Negative

Regan Heath regan at netwin.co.nz
Mon Feb 27 21:06:54 PST 2006


On Mon, 27 Feb 2006 19:54:23 -0800, Andrew Fedoniouk  
<news at terrainformatica.com> wrote:
> Seems like I realy don't understand something here...
>
> Why you think that your example is aesthetically
> better (technically they are the same) than this?

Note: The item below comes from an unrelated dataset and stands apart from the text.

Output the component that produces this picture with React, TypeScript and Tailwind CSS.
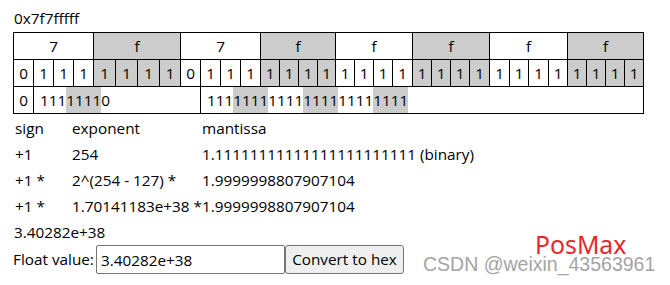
import React from "react";

const hex = ["7", "f", "7", "f", "f", "f", "f", "f"];
const colW = [
  20, 20, 20, 20,
  22, 22, 22, 21,
  20, 20, 20, 20,
  19, 19, 19, 18,
  19, 19, 19, 20,
  19, 19, 19, 20,
  20, 19, 20, 19,
  19, 19, 19, 19,
];

function bitsOf(h: string) {
  const v = parseInt(h, 16);
  return [3, 2, 1, 0].map((i) => ((v >> i) & 1).toString());
}

const FONT = '"Open Sans", "Noto Sans", sans-serif';

export default function App() {
  const gray = (i: number) => i % 2 === 1;
  return (
    <div
      className="relative w-[670px] h-[285px] bg-white text-black overflow-hidden"
      style={{ fontFamily: FONT }}
    >
      <div className="text-[15.3px]">
        <div className="pl-[14px] pt-[8px] leading-[20px] h-[32px]">0x7f7fffff</div>
        <table className="ml-[13px] w-[631px] border-collapse table-fixed">
          <colgroup>
            {colW.map((w, i) => (
              <col key={i} style={{ width: w }} />
            ))}
          </colgroup>
          <tbody>
            <tr className="h-[27px]">
              {hex.map((h, i) => (
                <td
                  key={i}
                  colSpan={4}
                  className={`border border-black text-center p-0 leading-[20px] ${gray(i) ? "bg-[#cccccc]" : "bg-white"}`}
                >
                  {h}
                </td>
              ))}
            </tr>
            <tr className="h-[27px]">
              {hex.flatMap((h, i) =>
                bitsOf(h).map((b, j) => (
                  <td
                    key={`${i}-${j}`}
                    className={`border border-black text-center p-0 leading-[20px] ${gray(i) ? "bg-[#cccccc]" : "bg-white"}`}
                  >
                    {b}
                  </td>
                ))
              )}
            </tr>
            <tr className="h-[27px]">
              <td className="border border-black text-center p-0 leading-[20px]">0</td>
              <td colSpan={8} className="border border-black p-0 pl-[6px] leading-[20px] whitespace-nowrap overflow-hidden">
                <span>111</span>
                <span className="bg-[#cccccc] py-[3px]">1111</span>
                <span>0</span>
              </td>
              <td colSpan={23} className="border border-black p-0 pl-[6px] leading-[20px] whitespace-nowrap">
                <span>111</span>
                <span className="bg-[#cccccc] py-[3px]">1111</span>
                <span>1111</span>
                <span className="bg-[#cccccc] py-[3px]">1111</span>
                <span>1111</span>
                <span className="bg-[#cccccc] py-[3px]">1111</span>
              </td>
            </tr>
          </tbody>
        </table>
        <div className="pl-[15px] pt-[1px] grid grid-cols-[57px_130px_1fr] auto-rows-[26px] items-center leading-[20px]">
          <div>sign</div>
          <div>exponent</div>
          <div>mantissa</div>
          <div>+1</div>
          <div>254</div>
          <div>1.11111111111111111111111 (binary)</div>
          <div>+1 *</div>
          <div>2^(254 - 127) *</div>
          <div>1.9999998807907104</div>
          <div>+1 *</div>
          <div className="whitespace-nowrap">1.70141183e+38 *</div>
          <div>1.9999998807907104</div>
        </div>
        <div className="pl-[14px] h-[26px] flex items-center">3.40282e+38</div>
        <div className="pl-[13px] flex items-center h-[29px]">
          <span className="w-[83px] shrink-0 whitespace-nowrap">Float value:</span>
          <input
            readOnly
            value="3.40282e+38"
            className="w-[189px] h-[29px] border border-[#767676] rounded-[2px] px-[4px] text-[15.3px] text-black outline-none"
            style={{ fontFamily: FONT }}
          />
          <button
            className="w-[119px] h-[29px] border border-[#767676] rounded-[3px] bg-[#efefef] text-[15.3px] text-black whitespace-nowrap"
            style={{ fontFamily: FONT }}
          >
            Convert to hex
          </button>
        </div>
      </div>
      <div
        className="absolute left-[535px] top-[229px] text-[24.8px] leading-[30px] text-[#e8262d]"
        style={{ fontFamily: '"Noto Sans", sans-serif' }}
      >
        PosMax
      </div>
      <div
        className="absolute left-[423px] top-[253px] text-[19.5px] leading-[22px] text-[#a4a4a4]"
        style={{ fontFamily: '"Liberation Sans", Arial, sans-serif', textShadow: "0 0 1px #fff" }}
      >
        CSDN @weixin_43563961
      </div>
    </div>
  );
}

Wait, your example below is not technically the same as mine because:

1. My example (actually taken from the docs on digitalmars.com) used  
on_scope_failure, not on_scope_exit. on_scope_exit has the same effect as  
"finally" except...

2. The important feature of all of these statements is that they allow you  
to add items to the list of things to do _as you go_ and to then execute  
them in reverse lexical order at the appropriate time i.e. on_scope_exit  
or on_scope_failure etc.

The same cannot be achieved with catch or finally without nesting several  
of them. That is what the example I gave was designed to show I believe.

> Transaction abc()
> {
>     Foo f;   Bar b;  Def d;
>     try
>    {
>        f = dofoo();
>        b = dobar();
>        d = dodef();
>        return Transaction(f, b, d);
>    }
>    finally {
>       delete f; delete b; delete d;
>    }
> }

For the fun of it, lets re-write your example to use on_scope_exit:

Transaction abc()
{
    Foo f;   Bar b;  Def d;

    f = dofoo();
    on_scope_exit delete f;

    b = dobar();
    on_scope_exit delete b;

    d = dodef();
    on_scope_exit delete d;

    return Transaction(f, b, d);
}

I believe this is better that your try/finally example because:

  1- delete is not called on an unitialized class reference as in your  
example. (thankfully D initialises them to null)
  2- the init and delete of each object is in the same place (the larger  
the block of code this is used in, the better it gets).
  3- the resulting code is linear, which is easier to follow than some  
branching, indented, or nested try/catch/finally block.